Nel tempo, la giurisprudenza ha di fatto escluso il legittimo recesso anticipato da un contratto a termine per ragioni diverse dalla giusta causa, non potendo trovare applicazione nemmeno il licenziamento per giustificato motivo oggettivo, non essendo la riorganizzazione dell’assetto produttivo dell’impresa una circostanza idonea a risolvere in anticipo un contratto di lavoro a tempo determinato.
Resta invece ferma la possibilità di risolvere consensualmente il rapporto.

Recesso anticipato da parte del datore di lavoro

Se a recedere senza giusta causa è il datore di lavoro, il danno subìto dal lavoratore viene individuato e quantificato nell’ammontare delle retribuzioni che il lavoratore avrebbe percepito dalla data del recesso fino alla scadenza del termine contrattualmente previsto (Trib. Roma, 28 settembre 2020, n. 4817).
La giurisprudenza ha infatti individuato nelle retribuzioni che il lavoratore avrebbe percepito per la residua durata del contratto un parametro utile a risarcire sia il danno emergente (reddito che il lavoratore perde nel momento in cui il datore recede anticipatamente senza una giusta causa) che il lucro cessante (mancato guadagno provocato dal recesso illegittimo).

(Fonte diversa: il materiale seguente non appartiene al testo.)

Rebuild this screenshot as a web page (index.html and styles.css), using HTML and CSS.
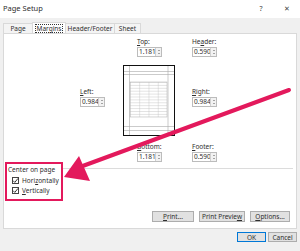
FILE: index.html
```html
<!DOCTYPE html>
<html lang="en">
<head>
    <meta charset="UTF-8">
    <title>Page Setup</title>
    <link rel="stylesheet" href="styles.css">
</head>
<body>
    <!-- Barra de titulo -->
    <div class="titlebar">
        <span class="title">Page Setup</span>
        <span class="ctl">?</span>
        <span class="ctl close">&#x2715;</span>
    </div>

    <!-- Pestanas -->
    <div class="tabs">
        <div class="tab w-page">Page</div>
        <div class="tab w-margins active"><span class="focus">Margins</span></div>
        <div class="tab w-header">Header/Footer</div>
        <div class="tab w-sheet">Sheet</div>
    </div>

    <div class="panel">
        <div class="margins">
            <div class="field f-top">
                <div class="lbl"><u>T</u>op:</div>
                <div class="spin"><span class="val">1.181</span><span class="arrows"><i class="up"></i><i class="down"></i></span></div>
            </div>
            <div class="field f-header">
                <div class="lbl">He<u>a</u>der:</div>
                <div class="spin"><span class="val">0.590</span><span class="arrows"><i class="up"></i><i class="down"></i></span></div>
            </div>

            <div class="field f-left">
                <div class="lbl"><u>L</u>eft:</div>
                <div class="spin"><span class="val">0.984</span><span class="arrows"><i class="up"></i><i class="down"></i></span></div>
            </div>
            <svg class="preview" width="52" height="71" viewBox="0 0 52 71">
                <defs>
                    <pattern id="cells" x="7" y="17" width="9.25" height="2.9" patternUnits="userSpaceOnUse">
                        <path d="M0 0.25H9.25M0.25 0V2.9" stroke="#b9b9b9" stroke-width="0.5" fill="none"/>
                    </pattern>
                </defs>
                <rect x="0.5" y="0.5" width="51" height="70" fill="#fff" stroke="#111"/>
                <path d="M6.5 1V70M45 1V70M1 6.5H51M1 9.5H51M1 61.5H51M1 65.5H51" stroke="#a8a8a8" stroke-width="0.6" fill="none"/>
                <rect x="7" y="17" width="37" height="35" fill="url(#cells)"/>
                <rect x="7" y="17" width="37" height="35" fill="none" stroke="#b0b0b0" stroke-width="0.5"/>
            </svg>
            <div class="field f-right">
                <div class="lbl"><u>R</u>ight:</div>
                <div class="spin"><span class="val">0.984</span><span class="arrows"><i class="up"></i><i class="down"></i></span></div>
            </div>

            <div class="field f-bottom">
                <div class="lbl"><u>B</u>ottom:</div>
                <div class="spin"><span class="val">1.181</span><span class="arrows"><i class="up"></i><i class="down"></i></span></div>
            </div>
            <div class="field f-footer">
                <div class="lbl"><u>F</u>ooter:</div>
                <div class="spin"><span class="val">0.590</span><span class="arrows"><i class="up"></i><i class="down"></i></span></div>
            </div>
        </div>

        <!-- Centrar en pagina -->
        <div class="center-row">
            <div class="center-group">
                <div class="group-title">Center on page</div>
                <div class="check">
                    <span class="box"><svg width="7" height="7" viewBox="0 0 7 7"><path d="M1 3.6L2.8 5.4L6 1.4" stroke="#222" stroke-width="0.9" fill="none"/></svg></span>
                    <span>Hori<u>z</u>ontally</span>
                </div>
                <div class="check">
                    <span class="box"><svg width="7" height="7" viewBox="0 0 7 7"><path d="M1 3.6L2.8 5.4L6 1.4" stroke="#222" stroke-width="0.9" fill="none"/></svg></span>
                    <span><u>V</u>ertically</span>
                </div>
            </div>
            <div class="rule"></div>
        </div>

        <div class="panel-buttons">
            <button class="btn w-print"><u>P</u>rint...</button>
            <button class="btn w-preview">Print Previe<u>w</u></button>
            <button class="btn w-options"><u>O</u>ptions...</button>
        </div>
    </div>

    <div class="dialog-buttons">
        <button class="btn btn-default w-ok">OK</button>
        <button class="btn w-ok">Cancel</button>
    </div>

    <!-- Flecha de anotacion -->
    <svg class="annotation" width="300" height="251" viewBox="0 0 300 251">
        <line x1="289" y1="90" x2="80" y2="167" stroke="#e3195c" stroke-width="4" stroke-linecap="round"/>
        <polygon points="64,177 90,181 79,156" fill="#e3195c"/>
    </svg>
</body>
</html>
```

FILE: styles.css
```css
* {
    box-sizing: border-box;
}
body {
    margin: 0;
    width: 300px;
    height: 251px;
    overflow: hidden;
    position: relative;
    font-family: "Noto Sans", "Open Sans", sans-serif;
    font-size: 7px;
    color: #2e2e2e;
    background-color: #f0f0f0;
}
u {
    text-decoration-thickness: 0.5px;
}
.titlebar {
    height: 18px;
    background-color: #ffffff;
    display: flex;
    align-items: center;
    padding-left: 3px;
}
.title {
    flex: 1;
    font-size: 7.5px;
    margin-top: -2px;
}
.ctl {
    width: 26px;
    text-align: center;
    font-size: 7px;
    color: #444;
    margin-top: -2px;
}
.tabs {
    display: flex;
    height: 10px;
    margin-top: 5px;
    padding-left: 3px;
    position: relative;
    z-index: 1;
}
.tab {
    height: 10px;
    line-height: 9px;
    text-align: center;
    background-color: #f4f4f4;
    border: 1px solid #d9d9d9;
    border-bottom: none;
    margin-right: -1px;
    font-size: 6.5px;
}
.tab.active {
    background-color: #ffffff;
    height: 11px;
    margin-top: -1px;
    padding-top: 1px;
}
.focus {
    display: inline-block;
    border: 1px dotted #333;
    line-height: 7px;
    padding: 0 1px;
}
.w-page { width: 30px; }
.w-margins { width: 34px; }
.w-header { width: 50px; }
.w-sheet { width: 27px; }
.panel {
    margin-left: 3px;
    width: 294px;
    height: 196px;
    background-color: #ffffff;
    border: 1px solid #d9d9d9;
    display: flex;
    flex-direction: column;
}
.margins {
    display: grid;
    grid-template-columns: 26px 52px 26px;
    column-gap: 17px;
    margin: 3px 0 0 76px;
}
.lbl {
    line-height: 9px;
    margin-bottom: 1px;
    font-size: 6.5px;
}
.spin {
    width: 25px;
    height: 10px;
    border: 1px solid #bcbcbc;
    display: flex;
    overflow: hidden;
    background-color: #fff;
}
.val {
    flex: 1;
    overflow: hidden;
    white-space: nowrap;
    line-height: 8px;
    padding-left: 1px;
    font-size: 6.5px;
}
.arrows {
    width: 6px;
    border-left: 1px solid #d0d0d0;
    background-color: #f2f2f2;
    display: flex;
    flex-direction: column;
    justify-content: space-evenly;
    align-items: center;
}
.arrows i {
    width: 0;
    height: 0;
    border-left: 1.5px solid transparent;
    border-right: 1.5px solid transparent;
}
.arrows .up {
    border-bottom: 1.5px solid #555;
}
.arrows .down {
    border-top: 1.5px solid #555;
}
.f-top {
    grid-column: 2;
    grid-row: 1;
    margin-left: 14px;
}
.f-header {
    grid-column: 3;
    grid-row: 1;
}
.f-left {
    grid-column: 1;
    grid-row: 2;
    align-self: center;
}
.preview {
    grid-column: 2;
    grid-row: 2;
    margin-top: 8px;
    display: block;
}
.f-right {
    grid-column: 3;
    grid-row: 2;
    align-self: center;
}
.f-bottom {
    grid-column: 2;
    grid-row: 3;
    margin: 6px 0 0 14px;
}
.f-footer {
    grid-column: 3;
    grid-row: 3;
    margin-top: 6px;
}
.center-row {
    display: flex;
}
.center-group {
    width: 58px;
    height: 39px;
    margin-left: 1px;
    border: 2px solid #e3195c;
    padding: 1px 0 0 1px;
}
.group-title {
    line-height: 10px;
    font-size: 6.5px;
}
.check {
    display: flex;
    align-items: center;
    height: 10px;
    margin-left: 4px;
    font-size: 6.5px;
}
.check .box {
    width: 7px;
    height: 7px;
    border: 1px solid #444;
    margin-right: 3px;
    display: flex;
}
.check .box svg {
    margin: -1px;
}
.rule {
    flex: 1;
    height: 1px;
    margin: 6px 3px 0 0;
    background-color: #dcdcdc;
}
.panel-buttons {
    display: flex;
    justify-content: flex-end;
    gap: 5px;
    margin-top: 10px;
    padding-right: 6px;
}
.btn {
    font-family: "Noto Sans", "Open Sans", sans-serif;
    font-size: 6.5px;
    color: #2e2e2e;
    height: 11px;
    line-height: 9px;
    padding: 0;
    background-color: #e1e1e1;
    border: 1px solid #adadad;
    border-radius: 0;
}
.btn-default {
    border-color: #0078d7;
}
.w-print { width: 42px; }
.w-preview { width: 46px; }
.w-options { width: 40px; }
.w-ok { width: 29px; height: 10px; }
.dialog-buttons {
    display: flex;
    justify-content: flex-end;
    gap: 2px;
    margin-top: 3px;
    padding-right: 3px;
}
.annotation {
    position: absolute;
    top: 0;
    left: 0;
    pointer-events: none;
}
```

Recesso anticipato da parte del lavoratore

Nel caso di recesso anticipato del lavoratore privo di giusta causa (ad esempio, in caso di dimissioni volontarie per cambio di attività lavorativa o per ragioni personali), il datore di lavoro deve provare la sussistenza di un danno, dimostrando che l’interruzione improvvisa e anticipata del rapporto da parte del lavoratore ha causato un danno all’organizzazione produttiva (ad esempio, costi di formazione sostenuti, costi di selezione per la scelta del lavoratore e poi per la sua sostituzione, oppure, per casi di alta specializzazione, pregiudizio causato ad un cliente dal recesso illegittimo).
Per quanto riguarda poi la quantificazione del danno subìto, il datore di lavoro deve dimostrare l’ammontare del danno, che altrimenti viene di norma individuato nell’importo dell’indennità di preavviso prevista per il contratto a tempo indeterminato, che è stato più volte dalla giurisprudenza ritenuto criterio equo di liquidazione del danno.
Il lavoratore che perde il proprio impiego a seguito di risoluzione consensuale non ha diritto alla NASpI, poiché in questo caso non sussiste il requisito della perdita involontaria del posto di lavoro, essendo il lavoratore stesso a prestare il proprio consenso alla cessazione del rapporto. Sono tuttavia previste due eccezioni:
– risoluzione consensuale avvenuta con accordo sottoscritto presso l’Ispettorato Nazionale del Lavoro (art. 7, Legge 15 lulio 1966)
– rifiuto di trasferimento presso altra sede aziendale distaccata e dislocata ad almeno 50 Km. dalla propria residenza, e/o che comunque non sia raggiungibile in meno di 80 minuti con i mezzi di trasporto pubblico (accettazione dell’offerta di conciliazione di cui al D.Lgs n. 23 del 20215, proposta dal datore di lavoro entro i termini di impugnazione stragiudiziale del licenziamento).